Eu estava a pouco mais de quinhentos metros do local. Mas, de minha janela, por entre telhados e árvores, não vi diretamente a cena. Meu filho, David, que fôra até lá, relatou-me emocionado tudo quanto conseguiu guardar do que recolheu. Pouco importa. Mais tarde, a televisão, que tudo transforma em espetáculo, ofereceria aquele prato-cheio mesmo para quem estivesse a milhares de quilômetros de distância e provavelmente com emoção longínqua ou indiferente. De qualquer modo, a platéia, que aguardava jubilosa o desfecho daquela pequena história muda, o incentivava, da calçada em frente à torre da ‘TV Cidade’ (Canal 8): «Um, dois, três! Vai, salta!»; «Esse cabra merece é umas pauladas pra deixar de palhaçada.»; «Ele tem mesmo que pular, pois se descer, vai morrer de porrada aqui em baixo.», etc. Uma senhora de elegante aparência, imitando a postura de quem vai mergulhar numa piscina, gritava: «Vai, salta assim, de bico...»; enquanto os veículos, molestados pela multidão, circulavam com dificuldade pela Avenida Desembargador Moreira, em Fortaleza.
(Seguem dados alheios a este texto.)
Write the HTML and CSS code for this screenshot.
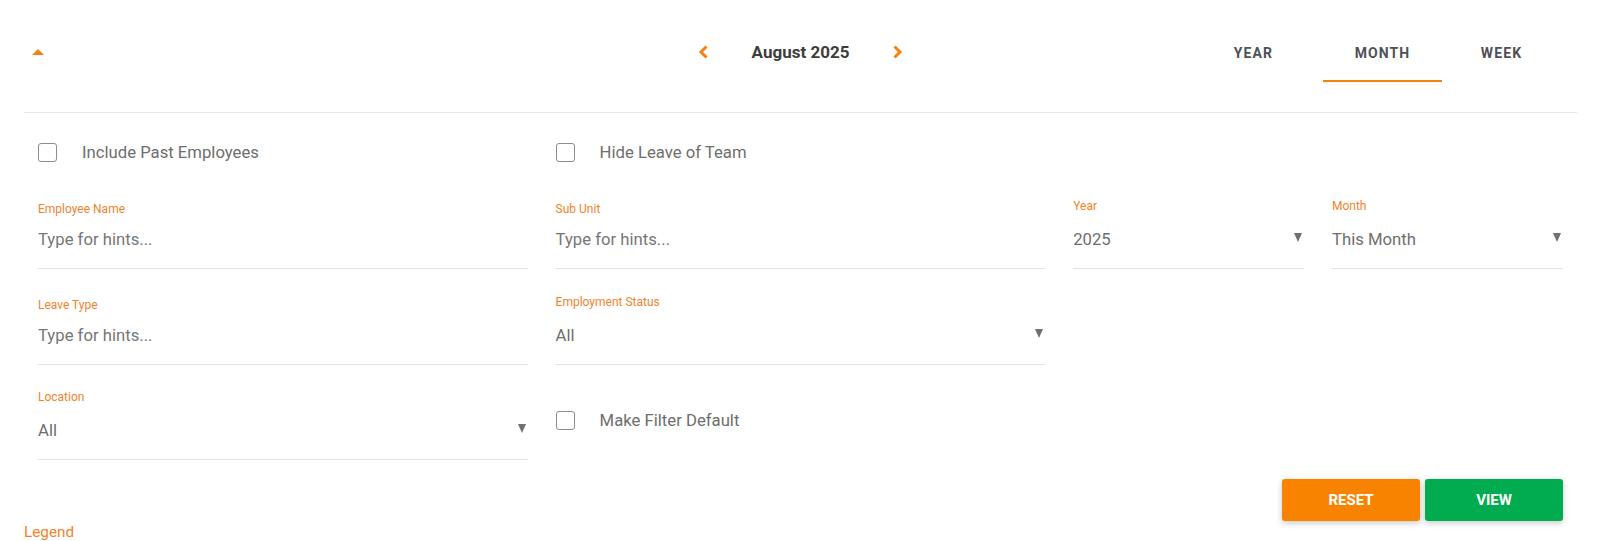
FILE: index.html
```html
<!DOCTYPE html>
<html lang="en">
<head>
<meta charset="utf-8">
<title>Leave List</title>
<link rel="stylesheet" href="styles.css">
</head>
<body>
<div class="page">
  <header class="topbar">
    <div class="toggle"><span class="caret-up"></span></div>
    <div class="period-nav">
      <span class="chev">
        <svg width="10" height="14" viewBox="0 0 10 14"><path d="M8.5 1.5 L3 7 L8.5 12.5" fill="none" stroke="#f7810f" stroke-width="3"/></svg>
      </span>
      <span class="period">August 2025</span>
      <span class="chev">
        <svg width="10" height="14" viewBox="0 0 10 14"><path d="M1.5 1.5 L7 7 L1.5 12.5" fill="none" stroke="#f7810f" stroke-width="3"/></svg>
      </span>
    </div>
    <nav class="tabs">
      <span class="tab first">YEAR</span>
      <span class="tab active">MONTH</span>
      <span class="tab">WEEK</span>
    </nav>
  </header>

  <form class="filters">
    <label class="check span2"><span class="box"></span><span>Include Past Employees</span></label>
    <label class="check span2"><span class="box"></span><span>Hide Leave of Team</span></label>
    <div class="span2 blank"></div>

    <div class="field span2">
      <div class="flabel">Employee Name</div>
      <div class="input placeholder">Type for hints...</div>
    </div>
    <div class="field span2">
      <div class="flabel">Sub Unit</div>
      <div class="input placeholder">Type for hints...</div>
    </div>
    <div class="field select">
      <div class="flabel">Year</div>
      <div class="input"><span>2025</span><span class="arrow"></span></div>
    </div>
    <div class="field select">
      <div class="flabel">Month</div>
      <div class="input"><span>This Month</span><span class="arrow"></span></div>
    </div>

    <div class="field span2">
      <div class="flabel">Leave Type</div>
      <div class="input placeholder">Type for hints...</div>
    </div>
    <div class="field select span2">
      <div class="flabel">Employment Status</div>
      <div class="input"><span>All</span><span class="arrow"></span></div>
    </div>
    <div class="span2 blank"></div>

    <div class="field select span2">
      <div class="flabel">Location</div>
      <div class="input"><span>All</span><span class="arrow"></span></div>
    </div>
    <label class="check span2 mid"><span class="box"></span><span>Make Filter Default</span></label>
    <div class="span2 blank"></div>

    <div class="actions">
      <button type="button" class="btn reset">RESET</button>
      <button type="button" class="btn view">VIEW</button>
    </div>
  </form>

  <div class="legend">Legend</div>
</div>
</body>
</html>
```

FILE: styles.css
```css
* { box-sizing: border-box; }
html, body { margin: 0; padding: 0; background: #fff; }
body {
  font-family: Roboto, "Noto Sans", "Liberation Sans", sans-serif;
  color: #666;
}
.page {
  margin: 0 23px 0 24px;
}
.topbar {
  height: 113px;
  border-bottom: 1px solid #e8e8e8;
  display: grid;
  grid-template-columns: 1fr auto 1fr;
  align-items: start;
  padding-top: 24px;
}
.toggle {
  height: 56px;
  display: flex;
  align-items: center;
  padding-left: 8px;
}
.caret-up {
  width: 0; height: 0;
  border-left: 6px solid transparent;
  border-right: 6px solid transparent;
  border-bottom: 6px solid #f7810f;
}
.period-nav {
  height: 56px;
  display: flex;
  align-items: center;
  gap: 44px;
}
.chev { width: 10px; height: 14px; display: flex; }
.period {
  font-size: 17px;
  font-weight: 700;
  color: #3d3d3d;
}
.tabs {
  justify-self: end;
  display: flex;
  padding-right: 16px;
}
.tab {
  width: 119px;
  height: 58px;
  display: flex;
  align-items: center;
  justify-content: center;
  font-size: 14px;
  font-weight: 700;
  letter-spacing: 1.1px;
  color: #4f5157;
  border-bottom: 2px solid transparent;
  padding-top: 1px;
}
.tab.first { margin-right: 10px; }
.tab.active { border-bottom-color: #f7810f; }

.filters {
  display: grid;
  grid-template-columns: repeat(6, 1fr);
  column-gap: 27.8px;
  row-gap: 27.5px;
  padding: 18.5px 14px 0 14px;
  grid-template-rows: 42px auto auto auto;
}
.span2 { grid-column: span 2; }
.check {
  display: flex;
  align-items: center;
  gap: 25px;
  font-size: 16.7px;
  color: #6e6e6e;
}
.check.mid { align-self: center; margin-bottom: 11px; }
.box {
  width: 19px; height: 19px;
  border: 1.5px solid #8c8c8c;
  border-radius: 3px;
  flex: none;
}
.field { display: flex; flex-direction: column; }
.flabel {
  font-size: 12px;
  line-height: 16px;
  color: #f5822a;
}
.select .flabel { margin-top: -3px; margin-bottom: 3px; }
.input {
  height: 52px;
  padding: 11px 0 16px 0;
  font-size: 16.7px;
  line-height: 24px;
  color: #6e6e6e;
  border-bottom: 1px solid #e4e4e4;
  display: flex;
  justify-content: space-between;
  align-items: center;
}
.placeholder { color: #767676; }
.arrow {
  width: 0; height: 0;
  border-left: 4.5px solid transparent;
  border-right: 4.5px solid transparent;
  border-top: 9px solid #707070;
  margin-right: 2px;
  margin-top: -5px;
}
.actions {
  grid-column: 1 / -1;
  display: flex;
  justify-content: flex-end;
  gap: 5px;
  margin-top: -8.5px;
}
.btn {
  width: 138px;
  height: 42px;
  border: none;
  border-radius: 3px;
  font-family: Roboto, "Liberation Sans", sans-serif;
  font-size: 15px;
  font-weight: 700;
  color: #fff;
  box-shadow: 0 2px 6px rgba(0,0,0,0.22);
}
.btn.reset { background: #f88300; }
.btn.view { background: #00ac4f; }
.legend {
  font-size: 15.3px;
  color: #f5822a;
  margin-top: 1px;
  line-height: 20px;
}
```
Do alto do seu palco, a 108 metros do chão, sozinho com sua consciência, João Ninguém parecia não escutar os incentivos de seu público, que, na sua maioria, era constituído por representantes dessa pequena parcela de brasileiros que conseguem comer três ou mais refeições por dia, veste-se bem e dorme confortavelmente em habitações próprias. Entre estes, havia inclusive muitos alunos do Colégio Santo Inácio que, ao invés do espetáculo soporífero da sala de aula, preferiram aquele outro, indubitavelmente mais emocionante e cheio de suspense.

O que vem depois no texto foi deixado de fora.